Track 1b: Lower-body Warm-up (“Break The Rules” – Anonymous Hotel)
- Music: Same vein as 1a above. You know this excessively bright and happy music for the lower-body warm-up is meant to lull you into a false sense of security. It can only portend major lower-body mangling in the rest of the workout. And it does.
- Knees and more knees!
- Kicks (front snap kicks to push kicks to roundhouse kicks).
- Down for push-ups… in the warm-up?!
- These aren’t static push-ups, either. This is a lower-body warm-up, remember… there’s active leg involvement here.
- Yep. The dynamic push-ups became MOUNTAIN-CLIMBERS. In the WARM-UP.
Track 2: Combat 1 (“Push” – Kronic, East Movement & Savage)
- Music: Trap, and heavy on the drums. Great track for Combat 1!
- Switch kicks (knee to kick). Jump kicks. Jump kicks on repeat.
- Knees and lunges.
- More knees and lunges.
- Lower-body burn-out, check.
Track 3: Power Training 1 (“On My Way” – Jupiter Soliloquy)
- Music: This could be a track that annoys me too much, but it’s saved by the beat.
- Hard and fast upper-body combinations… uppercuts, jab, crosses.
- Footwork (scissors) incorporated into the upper-body combos.
- Running in place – but it’s not even the halfway point!
Track 4: Combat 2 (“My Songs Know What You Did In The Dark (Light ‘Em Up)” – 2 Chainz)
- Music: 2 Chainz remixed Fall Out Boy’s song, and it’s kickass. This song actually deviates from the set’s general character, but it still fits in there nicely. Great jam for Combat 2.
- “Bring your mat close-by” is a euphemism for “We’re doing push-ups in the middle of this cardio track.”
- Low-mid-low block combination.
- Roundhouse kick add-on to the block combos.
- Side kicks with a floor tap in between.
- Double kicks, and here I face the fact that my balance has gone to shit. The tap in between the double kicks becomes a quick squat to involve more leg.
- This is the part that’s a struggle for me. I don’t get it – my balance has never been so bad.

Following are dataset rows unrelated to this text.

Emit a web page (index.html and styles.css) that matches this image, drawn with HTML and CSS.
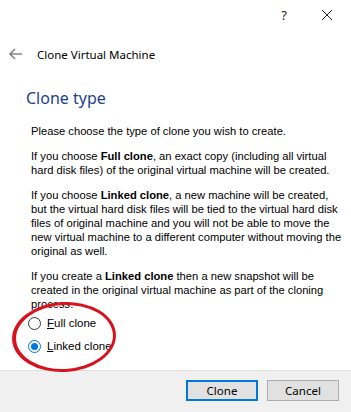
FILE: index.html
```html
<!DOCTYPE html>
<html lang="en">
<head>
    <meta charset="UTF-8">
    <title>Clone Virtual Machine</title>
    <link rel="stylesheet" href="styles.css">
</head>
<body>
    <div class="dialog">
        <div class="titlebar">
            <span class="help">?</span>
            <span class="close">
                <svg width="12" height="12" viewBox="0 0 12 12"><path d="M1 1L11 11M11 1L1 11" stroke="#222" stroke-width="1" fill="none"/></svg>
            </span>
        </div>
        <div class="nav">
            <svg class="back" width="14" height="12" viewBox="0 0 14 12"><path d="M1 6H13M6 1L1 6L6 11" stroke="#888" stroke-width="1.6" fill="none"/></svg>
            <span>Clone Virtual Machine</span>
        </div>
        <div class="content">
            <h1>Clone type</h1>
            <p>Please choose the type of clone you wish to create.</p>
            <p>If you choose <b>Full clone</b>, an exact copy (including all virtual<br>hard disk files) of the original virtual machine will be created.</p>
            <p>If you choose <b>Linked clone</b>, a new machine will be created,<br>but the virtual hard disk files will be tied to the virtual hard disk<br>files of original machine and you will not be able to move the<br>new virtual machine to a different computer without moving the<br>original as well.</p>
            <p class="last">If you create a <b>Linked clone</b> then a new snapshot will be<br>created in the original virtual machine as part of the cloning<br>process.</p>
            <div class="options">
                <div class="ring"></div>
                <label class="radio"><span class="dot"></span><span><u>F</u>ull clone</span></label>
                <label class="radio"><span class="dot on"></span><span><u>L</u>inked clone</span></label>
            </div>
        </div>
        <div class="footer">
            <div class="btn default">Clone</div>
            <div class="btn">Cancel</div>
        </div>
    </div>
</body>
</html>
```

FILE: styles.css
```css
*{
    margin: 0;
    padding: 0;
    box-sizing: border-box;
}
body{
    width: 351px;
    height: 412px;
    overflow: hidden;
    background-color: white;
    font-family: "Liberation Sans", Arial, sans-serif;
    color: #000;
}
.dialog{
    display: flex;
    flex-direction: column;
    height: 412px;
}
.titlebar{
    height: 30px;
    display: flex;
    justify-content: flex-end;
    align-items: center;
    padding-right: 18px;
    gap: 34px;
    font-family: "Noto Sans", sans-serif;
    font-size: 13px;
}
.help{
    color: #222;
}
.close{
    display: flex;
}
.nav{
    height: 48px;
    display: flex;
    align-items: center;
    padding-left: 9px;
    font-family: "Noto Sans", sans-serif;
    font-size: 11.5px;
}
.back{
    margin-right: 14px;
}
.content{
    flex: 1;
    padding-left: 31px;
    padding-right: 2px;
}
h1{
    font-family: "Noto Sans", sans-serif;
    font-weight: normal;
    font-size: 16px;
    color: #1d3f8f;
    margin-left: -5px;
    line-height: 22px;
    margin-top: 9px;
    margin-bottom: 15px;
}
p{
    font-size: 11.2px;
    line-height: 14px;
    margin-bottom: 11px;
    white-space: nowrap;
}
p.last{
    margin-bottom: 5px;
}
.options{
    position: relative;
    display: flex;
    flex-direction: column;
    gap: 9px;
    margin-left: -3px;
}
.radio{
    display: flex;
    align-items: center;
    gap: 6px;
    font-size: 11.5px;
    height: 14px;
}
.dot{
    width: 13px;
    height: 13px;
    border: 1px solid #333;
    border-radius: 50%;
    display: flex;
    align-items: center;
    justify-content: center;
}
.dot.on{
    border-color: #0078d7;
}
.dot.on::after{
    content: "";
    width: 7px;
    height: 7px;
    border-radius: 50%;
    background-color: #0078d7;
}
.ring{
    position: absolute;
    z-index: 1;
    left: -16px;
    top: -14px;
    width: 104px;
    height: 70px;
    border: 3px solid #d8121f;
    border-left-width: 4px;
    border-radius: 50%;
    transform: rotate(-3deg);
}
.footer{
    height: 42px;
    background-color: #f0f0f0;
    border-top: 1px solid #dfdfdf;
    display: flex;
    justify-content: flex-end;
    align-items: flex-start;
    padding-top: 9px;
    padding-right: 12px;
    gap: 9px;
}
.btn{
    width: 72px;
    height: 21px;
    background-color: #e1e1e1;
    border: 1px solid #adadad;
    font-family: "Noto Sans", sans-serif;
    font-size: 11.5px;
    display: flex;
    align-items: center;
    justify-content: center;
}
.btn.default{
    border: 2px solid #0078d7;
}
```
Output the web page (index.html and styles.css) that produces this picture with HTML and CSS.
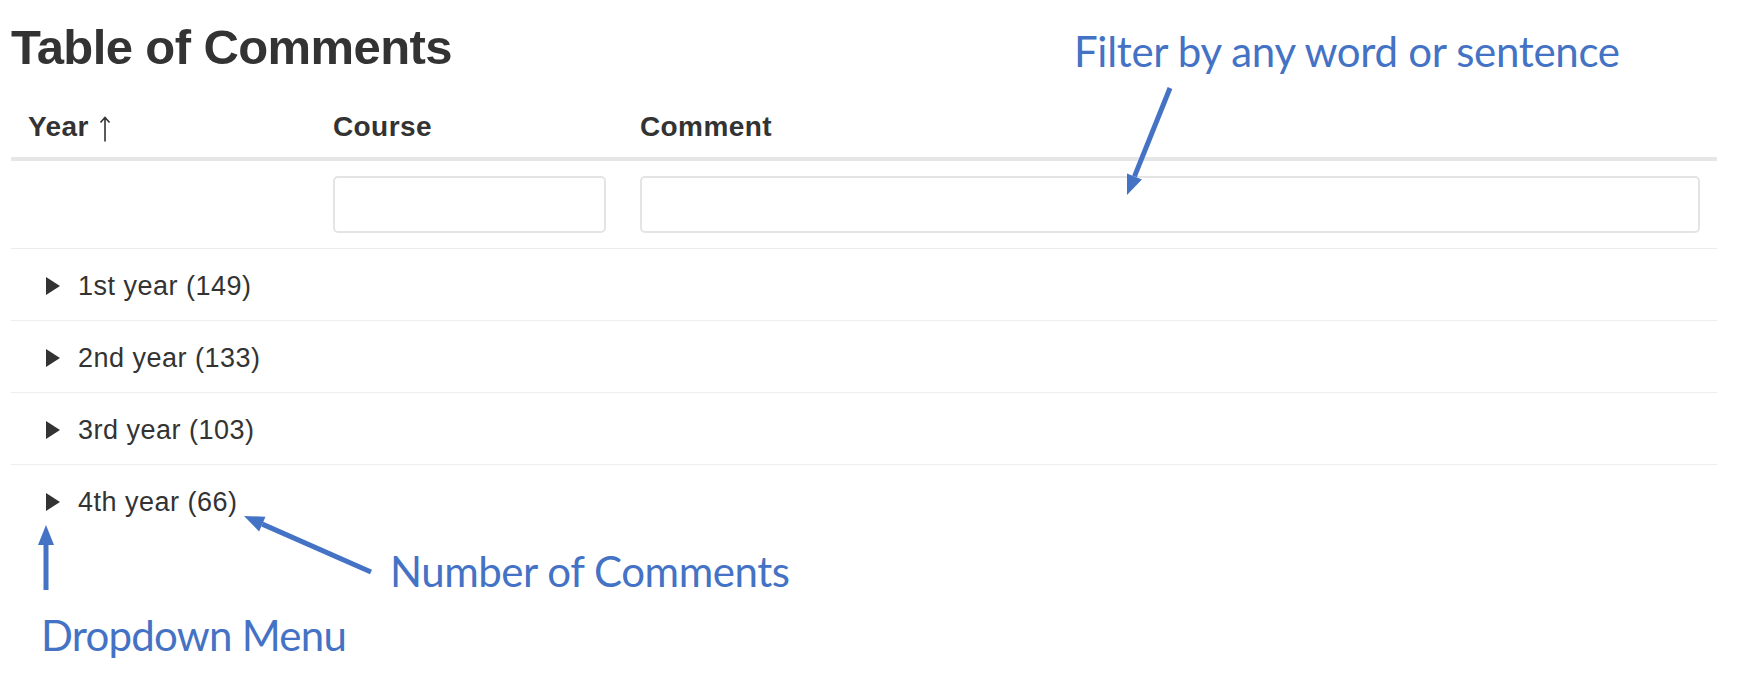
FILE: index.html
```html
<!DOCTYPE html>
<html lang="en">
<head>
<meta charset="utf-8">
<title>Table of Comments</title>
<link rel="stylesheet" href="styles.css">
</head>
<body>
<div class="page">
  <h1 class="title">Table of Comments</h1>
  <table class="grid">
    <colgroup>
      <col class="c-year">
      <col class="c-course">
      <col class="c-comment">
    </colgroup>
    <thead>
      <tr class="head">
        <th>Year <svg class="sort" width="12" height="26" viewBox="0 0 12 26"><path d="M6 1.5 V25.5 M1.5 6.5 L6 1.5 L10.5 6.5" fill="none" stroke="#333" stroke-width="1.6"/></svg></th>
        <th>Course</th>
        <th>Comment</th>
      </tr>
      <tr class="filters">
        <th></th>
        <th><input class="filter" type="text"></th>
        <th><input class="filter" type="text"></th>
      </tr>
    </thead>
    <tbody>
      <tr class="group"><td><span class="toggle"></span><span>1st year (149)</span></td><td></td><td></td></tr>
      <tr class="group"><td><span class="toggle"></span><span>2nd year (133)</span></td><td></td><td></td></tr>
      <tr class="group"><td><span class="toggle"></span><span>3rd year (103)</span></td><td></td><td></td></tr>
      <tr class="group last"><td><span class="toggle"></span><span>4th year (66)</span></td><td></td><td></td></tr>
    </tbody>
  </table>

  <div class="note note-filter">Filter by any word or sentence</div>
  <div class="note note-count">Number of Comments</div>
  <div class="note note-drop">Dropdown Menu</div>

  <svg class="arrows" width="1748" height="680" viewBox="0 0 1748 680">
    <g stroke="#4472C4" stroke-width="5" fill="none">
      <line x1="1170" y1="88" x2="1134.5" y2="176.4"/>
      <line x1="371" y1="572" x2="262.3" y2="524.1"/>
      <line x1="46" y1="590" x2="46" y2="545"/>
    </g>
    <g fill="#4472C4">
      <polygon points="1127,195 1141.9,179.4 1127.0,173.4"/>
      <polygon points="244,516 265.5,516.8 259.1,531.4"/>
      <polygon points="46,525 38,545 54,545"/>
    </g>
  </svg>
</div>
</body>
</html>
```

FILE: styles.css
```css
html, body {
  margin: 0;
  padding: 0;
  background: #fff;
}

.page {
  position: relative;
  width: 1748px;
  height: 680px;
  padding-left: 11px;
  box-sizing: border-box;
  font-family: "Liberation Sans", Arial, sans-serif;
  color: #333;
  overflow: hidden;
}

.title {
  margin: 0;
  padding-top: 19px;
  font-size: 49px;
  line-height: 56px;
  font-weight: 700;
  letter-spacing: -0.6px;
  color: #333;
}

.grid {
  margin-top: 22px;
  width: 1706px;
  table-layout: fixed;
  border-collapse: separate;
  border-spacing: 0;
}

.c-year { width: 305px; }
.c-course { width: 307px; }

.head th {
  text-align: left;
  font-size: 28px;
  line-height: 32px;
  font-weight: 700;
  letter-spacing: 0.4px;
  padding: 14px 17px;
  border-bottom: 4px solid #e6e6e6;
  white-space: nowrap;
}

.sort {
  vertical-align: -6px;
  margin-left: 2px;
}

.filters th {
  padding: 15px 17px;
  border-bottom: 1px solid #ececec;
}

.filter {
  display: block;
  width: 100%;
  height: 57px;
  box-sizing: border-box;
  margin: 0;
  border: 2px solid #e4e4e4;
  border-radius: 5px;
  background: #fff;
  outline: none;
}

.group td {
  padding: 21px 17px 18px;
  font-size: 27px;
  line-height: 32px;
  letter-spacing: 0.5px;
  border-bottom: 1px solid #eeeeee;
  white-space: nowrap;
}

.group td:first-child {
  display: flex;
  align-items: center;
  gap: 18px;
  padding-left: 35px;
}

.group.last td {
  border-bottom: none;
}

.toggle {
  width: 0;
  height: 0;
  border-top: 9px solid transparent;
  border-bottom: 9px solid transparent;
  border-left: 14px solid #333;
}

.note {
  position: absolute;
  font-family: Lato, "Open Sans", sans-serif;
  font-size: 42px;
  line-height: 50px;
  color: #4472C4;
  white-space: nowrap;
}

.note-filter { left: 1074px; top: 26px; letter-spacing: -0.3px; }
.note-count { left: 390px; top: 546px; letter-spacing: -0.45px; }
.note-drop { left: 41px; top: 610px; letter-spacing: -0.75px; }

.arrows {
  position: absolute;
  left: 0;
  top: 0;
  pointer-events: none;
}
```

But this gives me something to work on.
- Double kicks become triple kicks.
- I don’t feel the burn I’m supposed to be feeling in my standing leg, probably because I completely fail to hold my balance.
- 2 Chainz takes over the song and we drop down for push-ups (with the same lower-body involvement we saw in the warm-up) in increasing reps.
- Mountain-climbers. Of course.
Track 5: Power Training 2 (“Dirty” (Metrik Remix) – Dirtyphonics)
- Music: Drum & Bass. Great vibe, and again, great music for this track!
- Striking combos with level changes.
- Plyometrics: Squat jumps, then lateral squat jumps.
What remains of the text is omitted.